Maha Shivratri is one of the biggest festivals celebrated in Hindu culture. Literally translated as "great night of Shiva," Maha Shivaratri venerates Lord Shiva as an important deity in Hindu religion. As ratri also means 'to take refuge’ and Shiva is considered to be the soul of everything, Shivratri is the night we take refuge in our spirit.
Shivratri falls on the 14th day of the dark fortnight in the month of Falgun. Hindu devotees worship Shiva with great care and devotion as they observe a day-and-night fast and give sacred baths to Shiva Linga with honey, milk, water, etc. As Maha Shivaratri is mainly related to the night, the devotees stay up all night and pray to Lord Shiva. Devotees observe 'Jaagrans' as night-long celebrations replete with prayer ceremonies and religious hymns.
There are many mythological legends associated with this day. According to a popular legend, Shivratri is celebrated as the day when Shiva saved the world from the pot of poison that emerged from the ocean during Samudra Manthan. If legends are to be believed, Lord Shiva drank the poison and stored it in his throat, making his throat turn blue (which is why he also came to be known as Neelkanth).
Another legend has it that Shivratri is celebrated as the day when Brahma and Vishnu got into a major tiff about their supremacy over each other and an angry Lord Shiva punished them by taking the form of a massive fire that spread across the length of the universe. Vishnu and Brahma then got into the race to find the end of the fire and prove their prowess. Brahma resorted to a lie, and angered Shiva greatly who cursed that no one would ever pray to him.

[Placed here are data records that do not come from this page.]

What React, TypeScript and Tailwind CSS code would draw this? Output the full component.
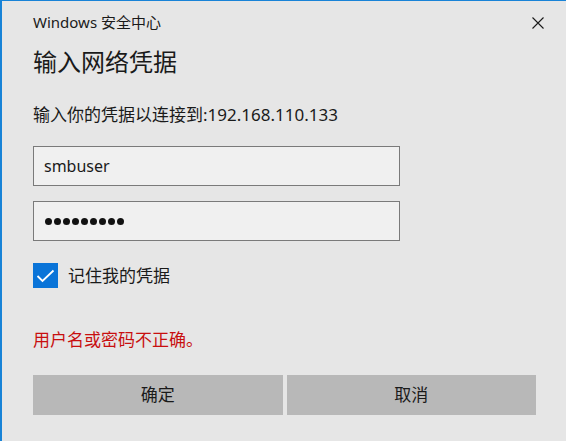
import { X } from 'lucide-react';

const font = "font-['Noto_Sans','Noto_Sans_CJK_SC',sans-serif]";

export default function App() {
  return (
    <div
      className={`w-[566px] h-[441px] bg-[#e6e6e6] border-t border-l-2 border-[#1883d7] pl-[31px] text-[#1a1a1a] overflow-hidden ${font}`}
    >
      {/* title bar */}
      <div className="mt-[7px] h-[28px] flex items-center justify-between pr-[22px]">
        <span className="text-[15px] leading-[28px]">Windows 安全中心</span>
        <svg width="12" height="12" viewBox="0 0 12 12" className="mt-[2px]">
          <path d="M0.5 0.5 L11.5 11.5 M11.5 0.5 L0.5 11.5" stroke="#1a1a1a" strokeWidth="1.1" fill="none" />
        </svg>
      </div>

      <h1 className="mt-[10px] text-[24px] leading-[32px] font-normal">输入网络凭据</h1>

      <p className="mt-[25px] text-[17px] leading-[24px]">输入你的凭据以连接到:192.168.110.133</p>

      <div className="mt-[19px] w-[367px] h-[40px] border border-[#7a7a7a] bg-[#f0f0f0] flex items-center pl-[10px] text-[16px]">
        smbuser
      </div>

      <div className="mt-[15px] w-[367px] h-[40px] border border-[#7a7a7a] bg-[#f0f0f0] flex items-center pl-[11px] gap-[2px]">
        {Array.from({ length: 9 }).map((_, i) => (
          <span key={i} className="w-[7px] h-[7px] rounded-full bg-[#111111]" />
        ))}
      </div>

      <label className="mt-[22px] h-[25px] flex items-center gap-[10px]">
        <span className="w-[25px] h-[25px] bg-[#0a74d8] flex items-center justify-center">
          <svg width="19" height="14" viewBox="0 0 19 14">
            <path d="M1.5 7 L6.5 12 L17.5 1.5" stroke="#ffffff" strokeWidth="1.8" fill="none" />
          </svg>
        </span>
        <span className="text-[17px] leading-[24px]">记住我的凭据</span>
      </label>

      <p className="mt-[40px] text-[17px] leading-[24px] text-[#c80f0f]">用户名或密码不正确。</p>

      <div className="mt-[23px] w-[503px] grid grid-cols-2 gap-[4px]">
        <button className="h-[40px] bg-[#b8b8b8] text-[17px]">确定</button>
        <button className="h-[40px] bg-[#b8b8b8] text-[17px]">取消</button>
      </div>
    </div>
  );
}
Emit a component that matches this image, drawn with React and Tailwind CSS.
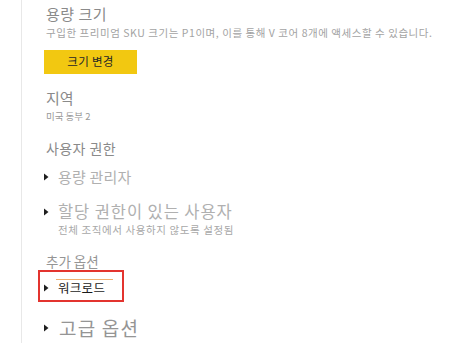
function Caret() {
  return (
    <svg width="5" height="8" viewBox="0 0 5 8" className="shrink-0">
      <polygon points="0,0.5 4.5,4 0,7.5" fill="#1f1f1f" />
    </svg>
  );
}

export default function App() {
  return (
    <div className="w-[474px] h-[343px] bg-white overflow-hidden flex font-['Noto_Sans_CJK_KR','Noto_Sans',sans-serif]">
      <div className="w-[21px] shrink-0" />
      <div className="flex-1 border-l border-[#e8e8e8] pl-[24px] flex flex-col items-start">
        <div className="mt-[4px] text-[15px] leading-[20px] text-[#8a8a8a] tracking-[0.5px]">용량 크기</div>
        <div className="mt-[2px] text-[10.5px] leading-[14px] text-[#a3a3a3] tracking-[0.55px]">
          구입한 프리미엄 SKU 크기는 P1이며, 이를 통해 V 코어 8개에 액세스할 수 있습니다.
        </div>
        <button className="mt-[10px] -ml-[2px] w-[93px] h-[24px] bg-[#f2c811] text-[11.5px] font-normal text-[#262626] flex items-center justify-center tracking-[0.3px]">
          크기 변경
        </button>
        <div className="mt-[14px] text-[15px] leading-[20px] text-[#8a8a8a]">지역</div>
        <div className="mt-[2px] text-[9.5px] leading-[12px] text-[#999999]">미국 동부 2</div>
        <div className="mt-[16px] text-[14px] leading-[20px] text-[#8a8a8a] tracking-[0.4px]">사용자 권한</div>

        <div className="mt-[9px] -ml-[2px] flex items-center gap-[9px] h-[20px]">
          <Caret />
          <span className="text-[15px] leading-[20px] text-[#b0b0b0] tracking-[0.2px]">용량 관리자</span>
        </div>

        <div className="mt-[14px] -ml-[2px] flex items-center gap-[9px] h-[21px]">
          <Caret />
          <span className="text-[16.5px] leading-[21px] text-[#b0b0b0] tracking-[0.9px]">할당 권한이 있는 사용자</span>
        </div>
        <div className="mt-[1px] ml-[12px] text-[10.5px] leading-[13px] text-[#a8a8a8] tracking-[0.6px]">전체 조직에서 사용하지 않도록 설정됨</div>

        <div className="mt-[16px] text-[13.5px] leading-[18px] text-[#959595]">추가 옵션</div>

        <div className="-ml-[8px] w-[86px] h-[32px] border-2 border-[#e3342f] flex flex-col">
          <div className="mt-[7px] ml-[16px] w-[57px] h-px bg-[#f0b070]" />
          <div className="mt-[1px] ml-[4px] flex items-center gap-[9px] h-[14px]">
            <Caret />
            <span className="text-[12.5px] leading-[14px] text-[#1a1a1a] tracking-[0.3px]">워크로드</span>
          </div>
        </div>

        <div className="mt-[14px] -ml-[2px] flex items-center gap-[10px] h-[24px]">
          <Caret />
          <span className="text-[19px] leading-[24px] text-[#959595] tracking-[1.2px]">고급 옵션</span>
        </div>
      </div>
    </div>
  );
}
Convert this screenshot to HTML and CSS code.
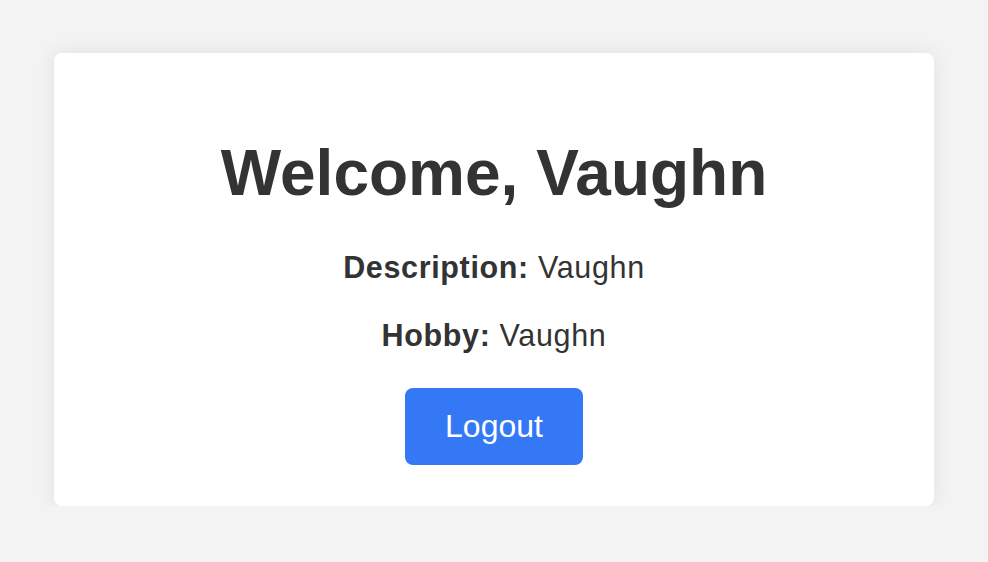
FILE: index.html
```html
<!DOCTYPE html>
<html lang="en">
<head>
<meta charset="utf-8">
<title>Welcome</title>
<link rel="stylesheet" href="styles.css">
</head>
<body>
<main class="card">
  <h1 class="title">Welcome, Vaughn</h1>
  <p class="info"><strong>Description:</strong> Vaughn</p>
  <p class="info info-last"><strong>Hobby:</strong> Vaughn</p>
  <button class="logout" type="button">Logout</button>
</main>
</body>
</html>
```
FILE: styles.css
```css
html, body {
  margin: 0;
  padding: 0;
}
body {
  background: #f3f3f3;
  font-family: "Liberation Sans", Arial, Helvetica, sans-serif;
  color: #333333;
  padding-top: 53px;
}
.card {
  box-sizing: border-box;
  width: 880px;
  margin: 0 auto;
  padding: 40px 40px 41px;
  background: #ffffff;
  border-radius: 8px;
  box-shadow: 0 0 20px rgba(0, 0, 0, 0.08);
  text-align: center;
}
.title {
  font-size: 64px;
  font-weight: bold;
  line-height: normal;
  margin: 43px 0 40px;
  color: #333333;
}
.info {
  font-size: 30.5px;
  letter-spacing: 0.65px;
  line-height: normal;
  margin: 0 0 33px;
  color: #333333;
}
.info-last {
  margin-bottom: 35px;
}
.logout {
  display: block;
  margin: 0 auto;
  padding: 20px 40px;
  font-family: "Liberation Sans", Arial, Helvetica, sans-serif;
  font-size: 32px;
  line-height: normal;
  color: #ffffff;
  background: #3478f6;
  border: none;
  border-radius: 8px;
  cursor: pointer;
}
```
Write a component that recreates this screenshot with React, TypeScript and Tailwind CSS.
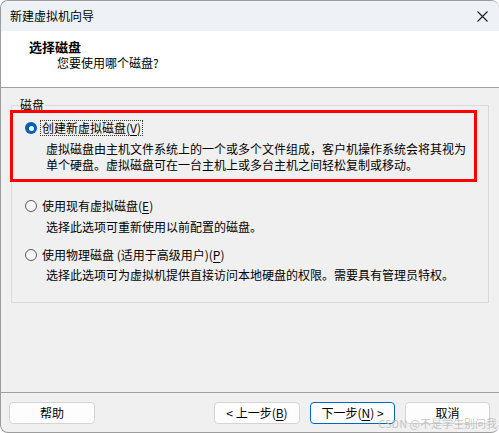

Hindus consider it extremely auspicious to worship Lord Shiva on a Shivaratri as it is believed that worship with devotion and sincerity absolves a devotee of past sins. They visit Shiva temples to perform puja with hopes of getting what they have prayed for. In Nepal, people visit several Shiva Temples including the famous Pashupatinath Temple, and bathe in the holy water of Bagmati, a symbol of purity, early in the morning before sunrise and then change into fresh clothes. Sadhu babas from different parts of Nepal and India also come to Pashupatinath to do religious activities.
Mahashivratri Festival is also considered to be an extremely significant festival for women. Married and unmarried women observe fast and perform Shiva Puja with sincerity to appease Goddess Parvati who is also regarded as ‘Gaura’ - one who bestows marital bliss and long and prosperous married life. Unmarried women also pray for a husband like Lord Shiva, who is regarded as the ideal husband.